Querendo – respondeu o conde –, prestará Vossa Paternidade as contas que bem entender à sua consciência ou à Divina Misericórdia. Sobre Vossa Paternidade não tenho, nem quereria ter jurisdição. Quanto ao soldado, cometeu uma falta e vai ser castigado por ela. (…) talvez assim aprenda a obedecer a quem deve e a desobedecer a quem não deve…

(p. 44) 

À crescente virtude demostrada pelo fidalgo nas decisões tomadas, no intuito de proteger a praça do exército coligado de espanhóis e franceses, correspondia a desgraça do servo de Deus:

 

À medida que as notícias vinham, de longe em longe, o padre ia-se sobressaltando. Havia um desencontro entre as suas expectativas e os enredos tecidos pela Providência. Não tinha contado com guerras, e uma praça raiana era justamente o sítio mais incómodo para aguardar que as hostilidades passassem. E ele não se sentia merecedor de desgraças. Já lhe ia bastando aquele ermamento, no fim do mundo. Tudo o que mais viesse sobejaria.

(p. 50) 

Chegados os invasores e montado o cerco, a praça de S. Gens ia resistindo conforme podia. Perante a intransigência do senhor conde em se render e escancarar as portas da aldeia aos espanhóis, o ânimo do povo diminuía, não somente pelo sentimento de insegurança vigente, mas também pelos boatos da descrença do conde que se iam disseminando por meio do capelão – na praça não entraria nem o próprio filho de Deus. Se ao jovem Conde de Fróis lhe poderíamos apontar o erro de ignorar a moral dos seus súbditos, a Sua Paternidade poderíamos legar a responsabilidade de conspirar e atraiçoar o seu suserano: “Pela primeira vez nos largos meses de desterro naquele calcanhar do mundo, o padre sentiu que os seus manejos compensavam, que lhe rendia a semeadura” (p. 168). 

Numa derradeira operação para deter os avanços das trincheiras adversárias, a investida foi denunciada pelos soldados que permaneceram na praça.
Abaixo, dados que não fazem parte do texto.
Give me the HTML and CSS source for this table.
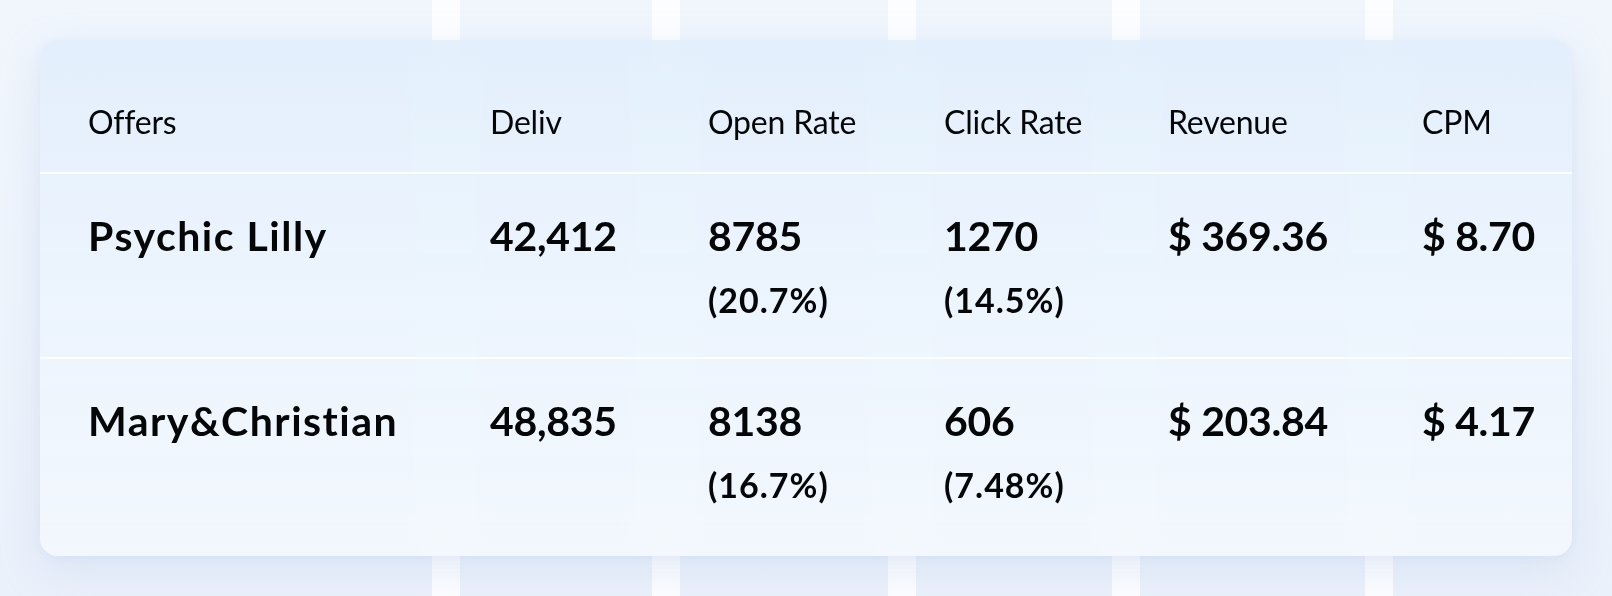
FILE: index.html
```html
<!DOCTYPE html>
<html lang="en">
<head>
<meta charset="utf-8">
<title>Offers</title>
<link rel="stylesheet" href="styles.css">
</head>
<body>
<div class="backdrop">
  <div class="bg-col c1"></div>
  <div class="bg-col c2"></div>
  <div class="bg-col c3"></div>
  <div class="bg-col c4"></div>
  <div class="bg-col c5"></div>
  <div class="bg-col c6"></div>
</div>
<main class="stage">
  <section class="card">
    <div class="row head">
      <div class="cell">Offers</div>
      <div class="cell">Deliv</div>
      <div class="cell">Open Rate</div>
      <div class="cell">Click Rate</div>
      <div class="cell">Revenue</div>
      <div class="cell">CPM</div>
    </div>
    <div class="row body r1">
      <div class="cell"><span class="main name">Psychic Lilly</span></div>
      <div class="cell"><span class="main">42,412</span></div>
      <div class="cell"><span class="main">8785</span><span class="sub">(20.7%)</span></div>
      <div class="cell"><span class="main">1270</span><span class="sub">(14.5%)</span></div>
      <div class="cell"><span class="main">$ 369.36</span></div>
      <div class="cell"><span class="main">$ 8.70</span></div>
    </div>
    <div class="row body r2">
      <div class="cell"><span class="main name">Mary&amp;Christian</span></div>
      <div class="cell"><span class="main">48,835</span></div>
      <div class="cell"><span class="main">8138</span><span class="sub">(16.7%)</span></div>
      <div class="cell"><span class="main">606</span><span class="sub">(7.48%)</span></div>
      <div class="cell"><span class="main">$ 203.84</span></div>
      <div class="cell"><span class="main">$ 4.17</span></div>
    </div>
  </section>
</main>
</body>
</html>
```
FILE: styles.css
```css
* { box-sizing: border-box; }
html, body { margin: 0; padding: 0; }
body {
  width: 1612px;
  height: 596px;
  overflow: hidden;
  background: #eff5fd;
  font-family: "Lato", "Inter", sans-serif;
  color: #050608;
  position: relative;
}
.backdrop {
  position: absolute;
  inset: 0;
  display: grid;
  grid-template-columns: 432px 192px 208px 196px 225px 1fr;
  column-gap: 28px;
  background: #fcfdff;
}
.bg-col {
  background: linear-gradient(180deg, #f1f6fd 0%, #eef4fc 50%, #ebf1fb 100%);
}
.stage {
  position: relative;
  padding: 40px 40px 0 40px;
}
.card {
  width: 1532px;
  height: 516px;
  border-radius: 18px;
  overflow: hidden;
  background: linear-gradient(180deg, rgba(225,238,252,0.9) 0%, rgba(233,243,253,0.9) 35%, rgba(243,248,254,0.92) 100%);
  backdrop-filter: blur(24px);
  box-shadow: 0 14px 40px rgba(170, 190, 225, 0.28), 0 2px 8px rgba(170,190,225,0.12);
}
.row {
  display: grid;
  grid-template-columns: 402px 218px 236px 224px 254px 1fr;
  padding-left: 48px;
}
.head {
  height: 134px;
  padding-top: 62px;
  border-bottom: 2px solid rgba(255,255,255,0.85);
  font-size: 32px;
  line-height: 40px;
  font-weight: 400;
  letter-spacing: -0.2px;
}
.body {
  padding-top: 38px;
}
.r1 {
  height: 185px;
  border-bottom: 2px solid rgba(255,255,255,0.85);
}
.r2 {
  height: 197px;
}
.cell {
  display: flex;
  flex-direction: column;
  align-items: flex-start;
}
.main {
  font-size: 41px;
  line-height: 48px;
  font-weight: 700;
  letter-spacing: -0.3px;
}
.main.name {
  letter-spacing: 1.5px;
}
.sub {
  margin-top: 21px;
  font-size: 34px;
  line-height: 38px;
  font-weight: 700;
  letter-spacing: 1px;
}
```
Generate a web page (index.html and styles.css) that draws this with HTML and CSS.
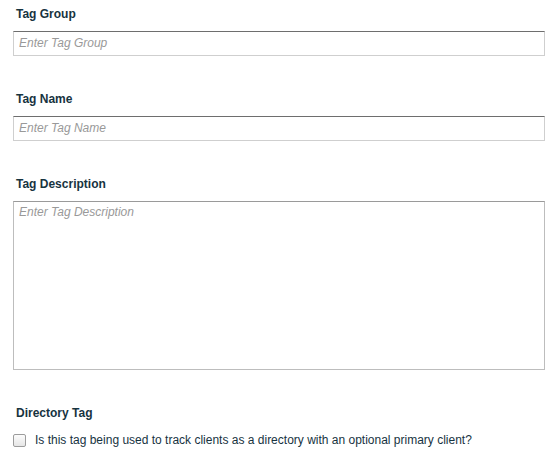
FILE: index.html
```html
<!DOCTYPE html>
<html lang="en">
<head>
    <meta charset="UTF-8">
    <meta name="viewport" content="width=device-width, initial-scale=1.0">
    <title>Tag</title>
    <link rel="stylesheet" href="styles.css">
</head>
<body>
<form id="tagForm">
    <div class="field">
        <label class="fieldLabel" for="tagGroup">Tag Group</label>
        <input type="text" id="tagGroup" class="textInput" placeholder="Enter Tag Group">
    </div>
    <div class="field">
        <label class="fieldLabel" for="tagName">Tag Name</label>
        <input type="text" id="tagName" class="textInput" placeholder="Enter Tag Name">
    </div>
    <div class="field">
        <label class="fieldLabel" for="tagDescription">Tag Description</label>
        <textarea id="tagDescription" class="textArea" placeholder="Enter Tag Description"></textarea>
    </div>
    <div class="field">
        <span class="fieldLabel">Directory Tag</span>
        <label class="checkRow">
            <input type="checkbox" class="checkBox">
            <span>Is this tag being used to track clients as a directory with an optional primary client?</span>
        </label>
    </div>
</form>
</body>
</html>
```

FILE: styles.css
```css
body {
    margin: 0;
    background: #fff;
    font-family: "Liberation Sans", Arial, sans-serif;
    font-size: 12px;
    color: #17333f;
}

#tagForm {
    width: 532px;
    padding: 7px 0 0 13px;
}

.field {
    display: flex;
    flex-direction: column;
    margin-bottom: 36px;
}

.field:last-child {
    margin-bottom: 0;
}

.fieldLabel {
    display: block;
    margin-left: 3px;
    margin-bottom: 10px;
    font-weight: bold;
    line-height: 14px;
}

.textInput,
.textArea {
    box-sizing: border-box;
    width: 100%;
    margin: 0;
    padding: 0 5px 2px;
    font-family: "Liberation Sans", Arial, sans-serif;
    font-size: 12px;
    line-height: 14px;
    color: #333;
    background: #fff;
    border: 1px solid #cfcfcf;
    border-top-color: #6e6e6e;
    border-radius: 0;
    outline: none;
}

.textInput {
    height: 25px;
}

.textArea {
    display: block;
    height: 169px;
    padding-top: 3px;
    resize: none;
    border-color: #bdbdbd;
    border-top-color: #9a9a9a;
}

.textInput::placeholder,
.textArea::placeholder {
    color: #999;
    font-style: italic;
}

.checkRow {
    display: flex;
    align-items: center;
    gap: 9px;
    margin-top: 3px;
    line-height: 14px;
}

.checkBox {
    appearance: none;
    box-sizing: border-box;
    flex: none;
    width: 13px;
    height: 13px;
    margin: 0;
    border: 1px solid #9c9c9c;
    border-radius: 2px;
    background: linear-gradient(#fcfcfc, #e6e6e6);
}
```
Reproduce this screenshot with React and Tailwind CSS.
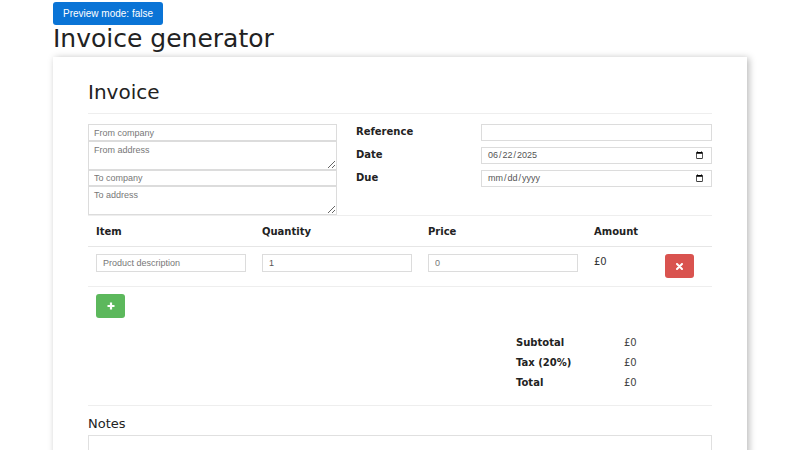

A porta da traição, com designação a preceito, foi fechada a sete chaves e o conde e os restantes militares deixados à mercê do exército invasor. 

Na missa de corpo presente do Conde de Fróis, com a comparência do Marquês de Alagon, velho líder do exército espanhol, o capelão, qual ilustre representante de honradez, “(…) prestou ao jovem fidalgo um alevantado elogio fúnebre, repassado de tropos retóricos, em que a temperança, a virtude e a coragem eram comparadas às figuras egrégias dos livros antigos” (p. 212). O último parágrafo remete-nos para atributos de tempos antigos, que jamais poderemos reconhecer no sacerdote que os proclamou – aquele que, segundo o narrador, “nunca tocou no coração do povo” e que apenas se queria misturar com “gente de gabarito”.